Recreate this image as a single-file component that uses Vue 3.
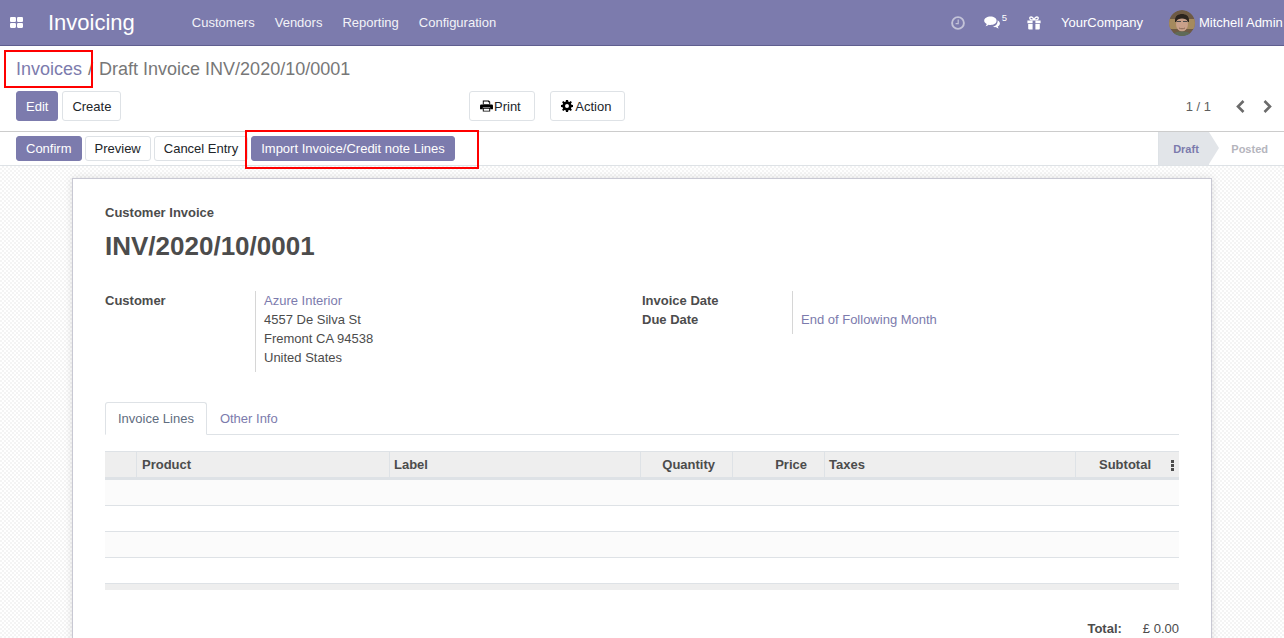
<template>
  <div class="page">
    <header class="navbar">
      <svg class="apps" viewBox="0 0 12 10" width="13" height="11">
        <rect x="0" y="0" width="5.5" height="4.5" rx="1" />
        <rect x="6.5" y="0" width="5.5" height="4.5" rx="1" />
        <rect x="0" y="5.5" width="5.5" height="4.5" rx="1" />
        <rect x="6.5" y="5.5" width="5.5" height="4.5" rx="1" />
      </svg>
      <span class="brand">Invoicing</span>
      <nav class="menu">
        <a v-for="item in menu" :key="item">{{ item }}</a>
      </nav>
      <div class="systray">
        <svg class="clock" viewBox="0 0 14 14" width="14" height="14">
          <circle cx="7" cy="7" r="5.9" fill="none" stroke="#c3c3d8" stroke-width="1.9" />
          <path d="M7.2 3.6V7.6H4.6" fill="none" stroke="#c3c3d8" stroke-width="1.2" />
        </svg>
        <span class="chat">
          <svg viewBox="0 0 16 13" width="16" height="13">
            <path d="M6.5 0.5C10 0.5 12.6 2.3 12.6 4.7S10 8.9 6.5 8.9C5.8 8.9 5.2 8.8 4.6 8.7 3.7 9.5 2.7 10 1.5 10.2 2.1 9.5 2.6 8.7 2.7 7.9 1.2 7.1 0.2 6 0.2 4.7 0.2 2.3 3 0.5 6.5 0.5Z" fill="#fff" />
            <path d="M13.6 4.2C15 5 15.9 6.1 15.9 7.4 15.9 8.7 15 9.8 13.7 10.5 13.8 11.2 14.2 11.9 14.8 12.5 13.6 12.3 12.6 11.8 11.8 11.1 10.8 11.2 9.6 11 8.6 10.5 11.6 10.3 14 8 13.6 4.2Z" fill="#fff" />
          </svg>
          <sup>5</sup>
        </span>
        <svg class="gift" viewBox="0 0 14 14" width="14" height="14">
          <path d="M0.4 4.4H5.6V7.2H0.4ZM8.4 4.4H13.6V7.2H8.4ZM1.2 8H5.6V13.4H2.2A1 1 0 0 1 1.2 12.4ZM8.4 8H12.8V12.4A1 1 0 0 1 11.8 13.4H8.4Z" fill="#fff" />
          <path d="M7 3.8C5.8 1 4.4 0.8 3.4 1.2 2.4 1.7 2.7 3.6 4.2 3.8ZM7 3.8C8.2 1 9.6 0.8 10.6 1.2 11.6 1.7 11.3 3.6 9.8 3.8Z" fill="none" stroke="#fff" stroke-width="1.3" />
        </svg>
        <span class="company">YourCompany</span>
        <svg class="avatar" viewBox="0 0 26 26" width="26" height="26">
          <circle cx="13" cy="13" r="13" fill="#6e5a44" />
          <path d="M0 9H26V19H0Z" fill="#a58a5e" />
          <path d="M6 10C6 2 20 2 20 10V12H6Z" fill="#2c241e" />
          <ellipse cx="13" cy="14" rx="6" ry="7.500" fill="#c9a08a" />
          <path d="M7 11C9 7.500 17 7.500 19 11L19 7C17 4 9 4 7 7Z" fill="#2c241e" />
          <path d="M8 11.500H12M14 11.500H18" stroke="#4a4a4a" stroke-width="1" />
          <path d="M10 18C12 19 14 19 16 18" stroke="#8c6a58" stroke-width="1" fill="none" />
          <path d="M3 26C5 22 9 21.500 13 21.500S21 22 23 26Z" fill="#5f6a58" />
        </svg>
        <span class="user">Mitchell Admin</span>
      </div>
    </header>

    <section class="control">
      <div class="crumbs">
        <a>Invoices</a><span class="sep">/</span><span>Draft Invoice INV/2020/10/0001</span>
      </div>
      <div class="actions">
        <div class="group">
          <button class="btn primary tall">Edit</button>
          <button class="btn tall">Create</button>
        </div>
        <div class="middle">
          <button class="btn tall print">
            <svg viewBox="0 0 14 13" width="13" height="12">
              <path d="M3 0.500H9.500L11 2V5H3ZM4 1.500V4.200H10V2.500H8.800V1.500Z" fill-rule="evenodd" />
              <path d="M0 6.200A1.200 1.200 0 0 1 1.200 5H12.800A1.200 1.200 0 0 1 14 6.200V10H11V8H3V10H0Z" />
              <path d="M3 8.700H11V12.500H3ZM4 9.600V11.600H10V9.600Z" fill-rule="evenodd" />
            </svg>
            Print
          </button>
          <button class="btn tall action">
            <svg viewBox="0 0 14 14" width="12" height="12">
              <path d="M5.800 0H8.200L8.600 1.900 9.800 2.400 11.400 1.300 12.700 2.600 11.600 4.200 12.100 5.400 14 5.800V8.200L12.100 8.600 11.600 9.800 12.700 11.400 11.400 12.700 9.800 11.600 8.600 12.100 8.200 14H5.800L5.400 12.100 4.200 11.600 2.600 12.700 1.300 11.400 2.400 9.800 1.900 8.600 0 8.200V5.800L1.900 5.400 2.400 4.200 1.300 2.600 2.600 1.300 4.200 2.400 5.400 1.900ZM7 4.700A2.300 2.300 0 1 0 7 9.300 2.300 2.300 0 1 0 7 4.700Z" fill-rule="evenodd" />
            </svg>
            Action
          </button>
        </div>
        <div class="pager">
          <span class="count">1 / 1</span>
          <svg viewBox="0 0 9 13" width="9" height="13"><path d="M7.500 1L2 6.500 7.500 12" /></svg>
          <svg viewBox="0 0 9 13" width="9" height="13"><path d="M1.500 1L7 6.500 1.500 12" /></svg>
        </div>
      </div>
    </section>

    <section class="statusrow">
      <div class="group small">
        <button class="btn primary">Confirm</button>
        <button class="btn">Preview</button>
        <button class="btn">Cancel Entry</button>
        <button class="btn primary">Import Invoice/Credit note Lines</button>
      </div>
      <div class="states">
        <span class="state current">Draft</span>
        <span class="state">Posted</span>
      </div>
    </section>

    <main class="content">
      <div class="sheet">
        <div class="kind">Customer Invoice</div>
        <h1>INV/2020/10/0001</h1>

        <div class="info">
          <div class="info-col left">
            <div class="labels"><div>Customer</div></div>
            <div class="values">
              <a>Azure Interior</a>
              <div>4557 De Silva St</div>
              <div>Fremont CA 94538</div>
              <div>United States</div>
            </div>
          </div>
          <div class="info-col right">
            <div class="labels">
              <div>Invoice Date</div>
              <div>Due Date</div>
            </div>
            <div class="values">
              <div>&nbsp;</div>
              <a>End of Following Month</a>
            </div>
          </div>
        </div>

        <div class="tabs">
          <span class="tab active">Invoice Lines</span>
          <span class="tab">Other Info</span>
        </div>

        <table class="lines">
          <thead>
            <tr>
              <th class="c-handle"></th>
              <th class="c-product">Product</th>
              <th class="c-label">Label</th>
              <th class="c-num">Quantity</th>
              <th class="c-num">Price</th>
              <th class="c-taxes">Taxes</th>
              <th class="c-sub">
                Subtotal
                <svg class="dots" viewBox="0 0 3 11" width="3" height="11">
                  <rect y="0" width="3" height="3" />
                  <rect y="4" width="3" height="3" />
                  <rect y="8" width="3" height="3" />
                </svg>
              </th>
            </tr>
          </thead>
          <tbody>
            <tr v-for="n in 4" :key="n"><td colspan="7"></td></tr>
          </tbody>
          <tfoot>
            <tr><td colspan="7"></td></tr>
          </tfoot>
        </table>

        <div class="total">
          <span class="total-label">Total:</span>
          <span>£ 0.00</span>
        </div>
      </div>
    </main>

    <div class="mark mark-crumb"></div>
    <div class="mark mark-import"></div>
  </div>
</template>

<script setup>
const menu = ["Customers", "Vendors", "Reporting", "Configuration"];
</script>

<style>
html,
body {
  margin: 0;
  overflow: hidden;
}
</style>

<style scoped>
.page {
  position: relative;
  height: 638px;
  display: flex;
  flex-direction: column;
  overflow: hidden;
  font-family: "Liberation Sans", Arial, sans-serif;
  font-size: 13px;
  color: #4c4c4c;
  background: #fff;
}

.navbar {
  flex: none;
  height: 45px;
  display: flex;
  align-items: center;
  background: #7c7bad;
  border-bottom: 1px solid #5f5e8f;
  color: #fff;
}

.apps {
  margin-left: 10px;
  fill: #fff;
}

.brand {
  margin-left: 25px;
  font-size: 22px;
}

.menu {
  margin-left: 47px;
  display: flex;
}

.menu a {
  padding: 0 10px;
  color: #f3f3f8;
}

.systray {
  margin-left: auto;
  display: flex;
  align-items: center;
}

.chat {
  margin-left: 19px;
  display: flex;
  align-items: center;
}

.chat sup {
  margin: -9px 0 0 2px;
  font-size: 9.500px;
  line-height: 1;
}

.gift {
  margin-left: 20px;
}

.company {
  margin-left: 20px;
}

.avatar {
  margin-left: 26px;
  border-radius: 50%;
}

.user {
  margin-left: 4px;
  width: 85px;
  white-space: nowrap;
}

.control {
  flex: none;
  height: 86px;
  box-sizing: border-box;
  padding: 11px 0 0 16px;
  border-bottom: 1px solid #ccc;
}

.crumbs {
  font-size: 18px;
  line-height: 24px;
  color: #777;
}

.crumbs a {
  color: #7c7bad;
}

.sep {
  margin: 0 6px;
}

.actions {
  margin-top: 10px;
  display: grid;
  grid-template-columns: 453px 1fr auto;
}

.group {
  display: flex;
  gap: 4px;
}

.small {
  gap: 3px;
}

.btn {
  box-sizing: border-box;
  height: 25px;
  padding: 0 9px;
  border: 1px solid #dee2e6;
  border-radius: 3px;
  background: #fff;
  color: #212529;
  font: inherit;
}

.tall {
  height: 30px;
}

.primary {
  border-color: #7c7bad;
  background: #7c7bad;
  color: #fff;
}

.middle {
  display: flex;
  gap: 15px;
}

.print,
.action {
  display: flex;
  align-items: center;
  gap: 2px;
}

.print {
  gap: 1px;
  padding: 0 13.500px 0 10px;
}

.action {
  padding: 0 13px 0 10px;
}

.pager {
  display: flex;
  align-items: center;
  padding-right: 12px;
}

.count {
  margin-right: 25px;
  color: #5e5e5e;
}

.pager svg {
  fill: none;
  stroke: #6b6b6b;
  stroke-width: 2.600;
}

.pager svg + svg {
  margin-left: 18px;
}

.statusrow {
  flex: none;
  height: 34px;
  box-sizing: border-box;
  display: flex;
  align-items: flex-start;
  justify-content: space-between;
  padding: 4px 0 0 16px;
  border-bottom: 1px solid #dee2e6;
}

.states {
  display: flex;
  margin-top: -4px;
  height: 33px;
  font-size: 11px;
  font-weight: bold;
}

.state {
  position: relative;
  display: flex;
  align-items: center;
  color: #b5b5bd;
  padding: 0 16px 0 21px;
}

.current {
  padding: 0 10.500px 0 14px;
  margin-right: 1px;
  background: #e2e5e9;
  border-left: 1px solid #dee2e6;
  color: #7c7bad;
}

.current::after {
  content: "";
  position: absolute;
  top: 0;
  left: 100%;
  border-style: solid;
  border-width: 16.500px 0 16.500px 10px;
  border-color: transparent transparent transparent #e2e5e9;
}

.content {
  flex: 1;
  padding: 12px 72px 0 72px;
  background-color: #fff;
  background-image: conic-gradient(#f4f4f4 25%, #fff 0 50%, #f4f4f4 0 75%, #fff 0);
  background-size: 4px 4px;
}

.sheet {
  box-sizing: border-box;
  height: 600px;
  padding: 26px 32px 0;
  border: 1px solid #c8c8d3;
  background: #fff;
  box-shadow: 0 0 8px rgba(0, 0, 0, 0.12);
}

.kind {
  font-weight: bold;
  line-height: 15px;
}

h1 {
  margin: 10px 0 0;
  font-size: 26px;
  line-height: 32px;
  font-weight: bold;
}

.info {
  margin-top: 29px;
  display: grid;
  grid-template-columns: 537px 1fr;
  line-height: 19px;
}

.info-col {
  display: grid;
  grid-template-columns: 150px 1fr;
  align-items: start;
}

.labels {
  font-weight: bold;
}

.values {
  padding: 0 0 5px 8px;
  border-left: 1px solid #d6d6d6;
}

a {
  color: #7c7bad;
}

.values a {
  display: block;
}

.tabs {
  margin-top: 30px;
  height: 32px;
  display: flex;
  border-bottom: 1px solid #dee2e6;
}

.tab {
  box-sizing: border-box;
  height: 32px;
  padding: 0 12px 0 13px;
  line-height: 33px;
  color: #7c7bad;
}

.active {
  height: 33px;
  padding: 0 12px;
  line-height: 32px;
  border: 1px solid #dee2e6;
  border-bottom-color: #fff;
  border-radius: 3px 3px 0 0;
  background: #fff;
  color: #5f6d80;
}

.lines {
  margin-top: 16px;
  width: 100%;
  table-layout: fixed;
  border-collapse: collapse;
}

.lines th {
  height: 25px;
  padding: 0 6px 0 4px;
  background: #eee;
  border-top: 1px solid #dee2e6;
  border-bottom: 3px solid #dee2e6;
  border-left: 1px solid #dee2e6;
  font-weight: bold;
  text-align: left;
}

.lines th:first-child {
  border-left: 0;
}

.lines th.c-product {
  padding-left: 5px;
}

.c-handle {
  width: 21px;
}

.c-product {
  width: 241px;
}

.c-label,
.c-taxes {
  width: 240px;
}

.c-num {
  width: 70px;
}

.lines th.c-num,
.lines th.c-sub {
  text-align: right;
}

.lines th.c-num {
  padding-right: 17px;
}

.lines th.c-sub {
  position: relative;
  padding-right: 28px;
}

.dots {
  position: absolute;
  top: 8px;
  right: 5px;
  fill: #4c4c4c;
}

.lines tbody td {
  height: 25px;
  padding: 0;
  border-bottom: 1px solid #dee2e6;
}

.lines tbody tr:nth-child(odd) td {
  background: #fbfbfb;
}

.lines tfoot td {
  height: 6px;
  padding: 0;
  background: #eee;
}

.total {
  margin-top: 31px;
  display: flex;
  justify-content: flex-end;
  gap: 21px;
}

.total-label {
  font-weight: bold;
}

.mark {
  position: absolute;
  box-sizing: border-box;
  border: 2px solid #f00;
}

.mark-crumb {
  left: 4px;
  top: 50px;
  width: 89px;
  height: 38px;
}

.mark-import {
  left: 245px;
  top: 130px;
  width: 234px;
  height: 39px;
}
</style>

────

Brief –
Find every line of the data that holds the string "image", then say how many there are and nothing else.

Full output –
2